[Records for this exercise start]

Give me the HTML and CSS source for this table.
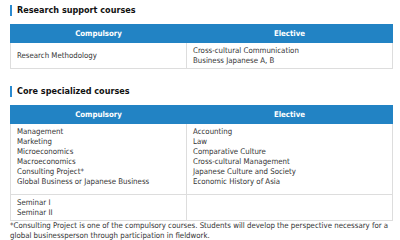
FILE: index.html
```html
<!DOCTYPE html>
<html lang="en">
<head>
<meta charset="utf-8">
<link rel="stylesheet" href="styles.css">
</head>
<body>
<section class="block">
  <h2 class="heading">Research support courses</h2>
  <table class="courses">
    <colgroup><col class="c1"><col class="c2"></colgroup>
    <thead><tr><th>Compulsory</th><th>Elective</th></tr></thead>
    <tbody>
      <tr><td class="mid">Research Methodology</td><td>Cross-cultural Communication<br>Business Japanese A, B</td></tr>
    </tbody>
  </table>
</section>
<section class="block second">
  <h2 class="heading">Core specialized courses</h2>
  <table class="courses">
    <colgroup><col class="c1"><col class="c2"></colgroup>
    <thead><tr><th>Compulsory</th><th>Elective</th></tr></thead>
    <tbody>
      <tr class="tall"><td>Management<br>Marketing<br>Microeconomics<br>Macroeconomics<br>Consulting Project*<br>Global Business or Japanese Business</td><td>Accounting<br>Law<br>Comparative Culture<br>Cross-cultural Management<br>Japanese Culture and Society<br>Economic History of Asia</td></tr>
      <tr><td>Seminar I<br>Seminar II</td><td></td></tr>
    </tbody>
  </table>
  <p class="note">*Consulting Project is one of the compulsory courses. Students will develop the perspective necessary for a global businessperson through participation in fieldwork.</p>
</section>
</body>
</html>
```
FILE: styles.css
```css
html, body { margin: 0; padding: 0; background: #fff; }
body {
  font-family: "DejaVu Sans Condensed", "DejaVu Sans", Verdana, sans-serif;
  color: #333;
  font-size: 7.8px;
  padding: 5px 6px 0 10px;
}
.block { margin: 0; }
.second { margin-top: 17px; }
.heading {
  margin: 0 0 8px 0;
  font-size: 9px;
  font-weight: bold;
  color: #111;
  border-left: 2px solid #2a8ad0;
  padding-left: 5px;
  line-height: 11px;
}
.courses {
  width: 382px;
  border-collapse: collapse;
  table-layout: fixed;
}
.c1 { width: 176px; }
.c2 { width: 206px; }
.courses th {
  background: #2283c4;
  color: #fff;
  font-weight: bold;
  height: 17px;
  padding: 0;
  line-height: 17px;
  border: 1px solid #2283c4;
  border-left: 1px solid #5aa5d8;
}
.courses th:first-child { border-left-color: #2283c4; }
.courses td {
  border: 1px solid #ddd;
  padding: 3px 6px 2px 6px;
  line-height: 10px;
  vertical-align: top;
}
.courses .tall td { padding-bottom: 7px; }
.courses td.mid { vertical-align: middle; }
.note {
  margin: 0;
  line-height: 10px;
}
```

[Records for this exercise end]
[Records for this exercise start]

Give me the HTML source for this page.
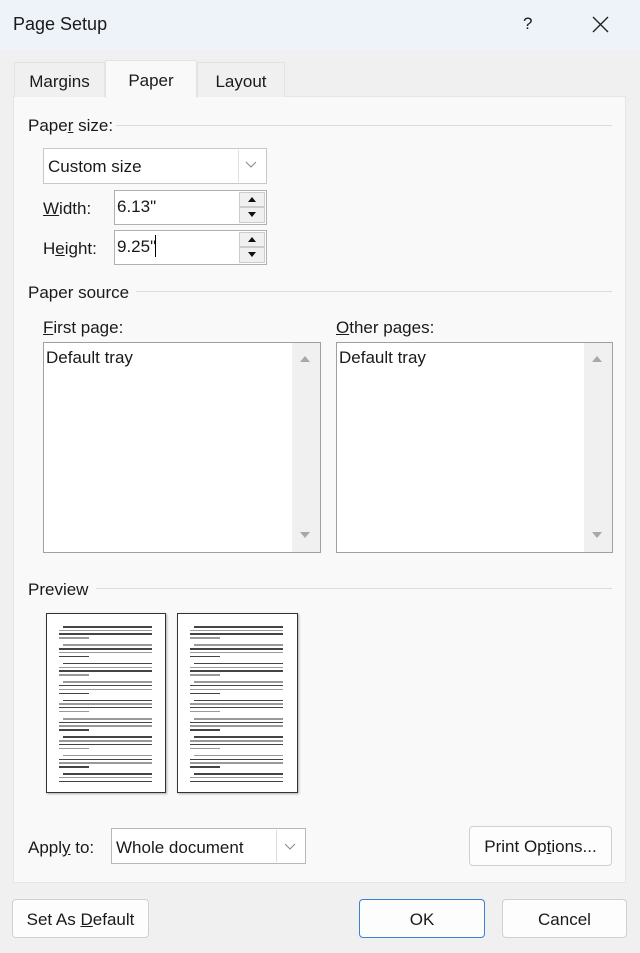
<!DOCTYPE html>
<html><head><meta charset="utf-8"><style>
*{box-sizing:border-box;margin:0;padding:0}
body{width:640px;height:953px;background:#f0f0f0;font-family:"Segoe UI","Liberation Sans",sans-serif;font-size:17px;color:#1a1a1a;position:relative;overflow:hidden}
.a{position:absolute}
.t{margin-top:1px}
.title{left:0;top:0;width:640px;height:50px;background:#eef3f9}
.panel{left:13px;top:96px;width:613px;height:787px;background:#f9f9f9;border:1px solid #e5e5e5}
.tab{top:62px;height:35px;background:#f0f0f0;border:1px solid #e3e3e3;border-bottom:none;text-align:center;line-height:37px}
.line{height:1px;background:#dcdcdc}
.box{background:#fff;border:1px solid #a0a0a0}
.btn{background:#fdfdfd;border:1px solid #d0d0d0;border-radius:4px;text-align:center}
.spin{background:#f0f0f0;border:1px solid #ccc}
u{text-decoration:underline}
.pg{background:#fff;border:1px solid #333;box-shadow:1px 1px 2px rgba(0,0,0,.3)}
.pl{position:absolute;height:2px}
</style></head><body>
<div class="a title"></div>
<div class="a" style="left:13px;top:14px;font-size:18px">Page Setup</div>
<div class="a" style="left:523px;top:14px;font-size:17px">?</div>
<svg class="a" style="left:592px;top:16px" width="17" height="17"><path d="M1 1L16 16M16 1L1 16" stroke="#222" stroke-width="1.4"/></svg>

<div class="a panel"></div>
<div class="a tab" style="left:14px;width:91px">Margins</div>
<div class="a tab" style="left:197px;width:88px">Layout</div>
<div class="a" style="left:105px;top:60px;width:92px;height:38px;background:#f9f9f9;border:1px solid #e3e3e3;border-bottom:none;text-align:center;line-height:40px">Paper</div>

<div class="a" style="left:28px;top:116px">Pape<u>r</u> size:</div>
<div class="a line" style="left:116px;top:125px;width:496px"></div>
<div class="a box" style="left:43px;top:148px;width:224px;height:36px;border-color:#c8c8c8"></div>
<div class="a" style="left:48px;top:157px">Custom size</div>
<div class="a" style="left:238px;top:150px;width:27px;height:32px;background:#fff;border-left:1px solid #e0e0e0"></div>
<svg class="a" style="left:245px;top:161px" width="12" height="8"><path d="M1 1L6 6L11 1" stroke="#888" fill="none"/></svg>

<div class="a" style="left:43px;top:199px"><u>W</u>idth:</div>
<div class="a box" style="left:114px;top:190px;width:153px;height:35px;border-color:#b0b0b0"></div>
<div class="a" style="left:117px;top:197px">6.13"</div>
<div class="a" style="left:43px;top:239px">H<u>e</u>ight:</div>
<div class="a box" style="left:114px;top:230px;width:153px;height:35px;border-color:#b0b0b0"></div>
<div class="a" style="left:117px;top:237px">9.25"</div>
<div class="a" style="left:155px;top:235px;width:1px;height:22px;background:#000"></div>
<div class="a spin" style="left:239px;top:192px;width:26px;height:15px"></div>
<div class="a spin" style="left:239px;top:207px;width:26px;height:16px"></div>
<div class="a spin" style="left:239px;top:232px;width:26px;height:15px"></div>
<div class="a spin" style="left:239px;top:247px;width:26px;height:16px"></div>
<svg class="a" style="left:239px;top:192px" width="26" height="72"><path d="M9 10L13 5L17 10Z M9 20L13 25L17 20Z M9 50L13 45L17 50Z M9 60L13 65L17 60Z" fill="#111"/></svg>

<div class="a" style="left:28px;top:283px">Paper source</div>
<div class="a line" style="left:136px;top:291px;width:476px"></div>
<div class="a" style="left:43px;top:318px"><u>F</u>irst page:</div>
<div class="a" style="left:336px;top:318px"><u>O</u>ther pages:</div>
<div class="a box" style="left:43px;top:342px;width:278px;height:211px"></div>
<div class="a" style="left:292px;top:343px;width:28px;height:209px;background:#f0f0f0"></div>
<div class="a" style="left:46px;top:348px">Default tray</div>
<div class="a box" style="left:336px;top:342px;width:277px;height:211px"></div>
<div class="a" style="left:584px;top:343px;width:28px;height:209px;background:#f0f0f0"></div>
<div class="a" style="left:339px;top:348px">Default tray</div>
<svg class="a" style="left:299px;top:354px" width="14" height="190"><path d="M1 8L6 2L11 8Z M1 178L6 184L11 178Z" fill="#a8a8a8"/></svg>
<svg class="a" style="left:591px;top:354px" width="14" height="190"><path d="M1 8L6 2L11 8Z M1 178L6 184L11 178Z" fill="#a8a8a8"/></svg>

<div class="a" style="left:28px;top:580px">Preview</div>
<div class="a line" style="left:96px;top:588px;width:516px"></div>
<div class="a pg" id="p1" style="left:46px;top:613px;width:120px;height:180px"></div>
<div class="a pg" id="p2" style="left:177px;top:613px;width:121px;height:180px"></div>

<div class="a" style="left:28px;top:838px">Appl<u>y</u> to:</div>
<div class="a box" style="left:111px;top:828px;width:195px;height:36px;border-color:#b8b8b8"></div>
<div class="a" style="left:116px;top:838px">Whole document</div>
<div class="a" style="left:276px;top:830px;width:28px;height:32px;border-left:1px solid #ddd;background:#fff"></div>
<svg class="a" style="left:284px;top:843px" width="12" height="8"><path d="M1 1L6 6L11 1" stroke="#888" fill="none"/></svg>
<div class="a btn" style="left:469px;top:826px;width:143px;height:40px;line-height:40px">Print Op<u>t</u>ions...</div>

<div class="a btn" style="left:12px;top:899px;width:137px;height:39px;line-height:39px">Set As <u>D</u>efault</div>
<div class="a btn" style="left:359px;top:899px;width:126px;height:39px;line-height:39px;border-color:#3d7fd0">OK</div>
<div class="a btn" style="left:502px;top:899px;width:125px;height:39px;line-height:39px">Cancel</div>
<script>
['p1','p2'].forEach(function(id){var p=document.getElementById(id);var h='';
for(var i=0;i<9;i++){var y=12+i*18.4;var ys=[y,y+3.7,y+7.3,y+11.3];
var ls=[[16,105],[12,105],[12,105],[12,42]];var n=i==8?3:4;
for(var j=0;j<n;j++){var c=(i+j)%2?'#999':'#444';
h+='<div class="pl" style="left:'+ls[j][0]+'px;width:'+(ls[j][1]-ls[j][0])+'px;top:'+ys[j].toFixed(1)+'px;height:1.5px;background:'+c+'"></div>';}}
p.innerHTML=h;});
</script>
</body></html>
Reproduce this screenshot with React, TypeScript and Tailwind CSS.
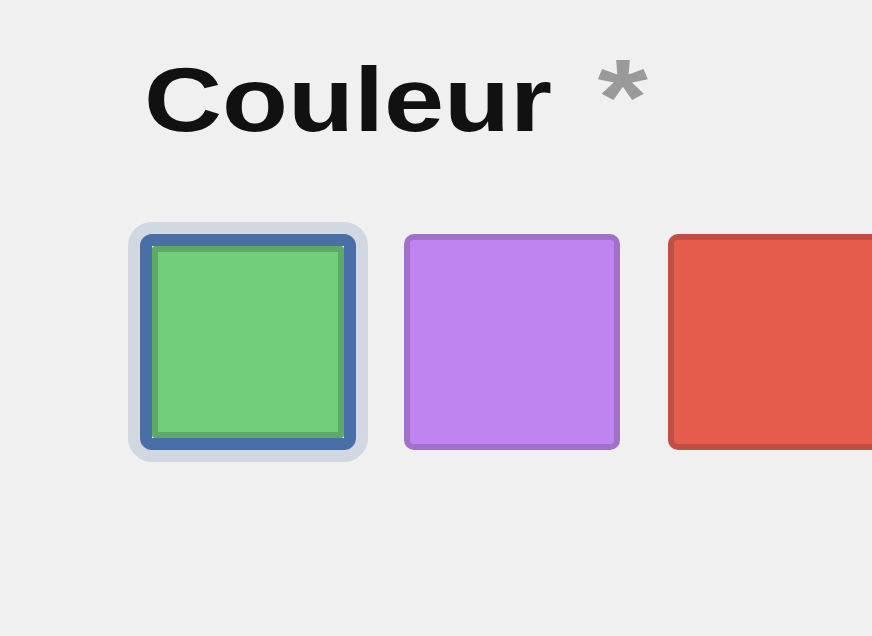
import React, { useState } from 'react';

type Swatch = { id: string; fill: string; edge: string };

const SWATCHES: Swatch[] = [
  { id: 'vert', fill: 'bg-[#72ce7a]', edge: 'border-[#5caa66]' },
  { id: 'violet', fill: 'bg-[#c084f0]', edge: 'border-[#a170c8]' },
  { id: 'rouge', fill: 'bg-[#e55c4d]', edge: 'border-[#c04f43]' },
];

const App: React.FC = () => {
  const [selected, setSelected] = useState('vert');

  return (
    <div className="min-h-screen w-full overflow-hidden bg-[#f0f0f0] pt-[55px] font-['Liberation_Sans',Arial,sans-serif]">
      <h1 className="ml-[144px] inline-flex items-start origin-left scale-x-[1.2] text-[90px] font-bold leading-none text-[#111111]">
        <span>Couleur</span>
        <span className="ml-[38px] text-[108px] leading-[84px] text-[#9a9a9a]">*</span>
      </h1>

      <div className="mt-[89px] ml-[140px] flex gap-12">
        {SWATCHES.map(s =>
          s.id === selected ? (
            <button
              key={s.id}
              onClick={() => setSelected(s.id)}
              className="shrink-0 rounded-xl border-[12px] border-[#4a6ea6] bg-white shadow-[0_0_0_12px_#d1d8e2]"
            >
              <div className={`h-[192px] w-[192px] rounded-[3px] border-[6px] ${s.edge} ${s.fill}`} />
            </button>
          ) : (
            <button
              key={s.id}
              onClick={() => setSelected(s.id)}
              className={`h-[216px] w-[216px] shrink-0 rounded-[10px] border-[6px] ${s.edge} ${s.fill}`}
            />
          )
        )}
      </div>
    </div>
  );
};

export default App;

[Records for this exercise end]

Problem
Take the lines above starting at the one containing "Give me the HTML source for this page." and ending at the one containing "1L16 16M16 1L1", and print them again exactly, without pictures.

Output of the exercise
Give me the HTML source for this page.
<!DOCTYPE html>
<html><head><meta charset="utf-8"><style>
*{box-sizing:border-box;margin:0;padding:0}
body{width:640px;height:953px;background:#f0f0f0;font-family:"Segoe UI","Liberation Sans",sans-serif;font-size:17px;color:#1a1a1a;position:relative;overflow:hidden}
.a{position:absolute}
.t{margin-top:1px}
.title{left:0;top:0;width:640px;height:50px;background:#eef3f9}
.panel{left:13px;top:96px;width:613px;height:787px;background:#f9f9f9;border:1px solid #e5e5e5}
.tab{top:62px;height:35px;background:#f0f0f0;border:1px solid #e3e3e3;border-bottom:none;text-align:center;line-height:37px}
.line{height:1px;background:#dcdcdc}
.box{background:#fff;border:1px solid #a0a0a0}
.btn{background:#fdfdfd;border:1px solid #d0d0d0;border-radius:4px;text-align:center}
.spin{background:#f0f0f0;border:1px solid #ccc}
u{text-decoration:underline}
.pg{background:#fff;border:1px solid #333;box-shadow:1px 1px 2px rgba(0,0,0,.3)}
.pl{position:absolute;height:2px}
</style></head><body>
<div class="a title"></div>
<div class="a" style="left:13px;top:14px;font-size:18px">Page Setup</div>
<div class="a" style="left:523px;top:14px;font-size:17px">?</div>
<svg class="a" style="left:592px;top:16px" width="17" height="17"><path d="M1 1L16 16M16 1L1 16" stroke="#222" stroke-width="1.4"/></svg>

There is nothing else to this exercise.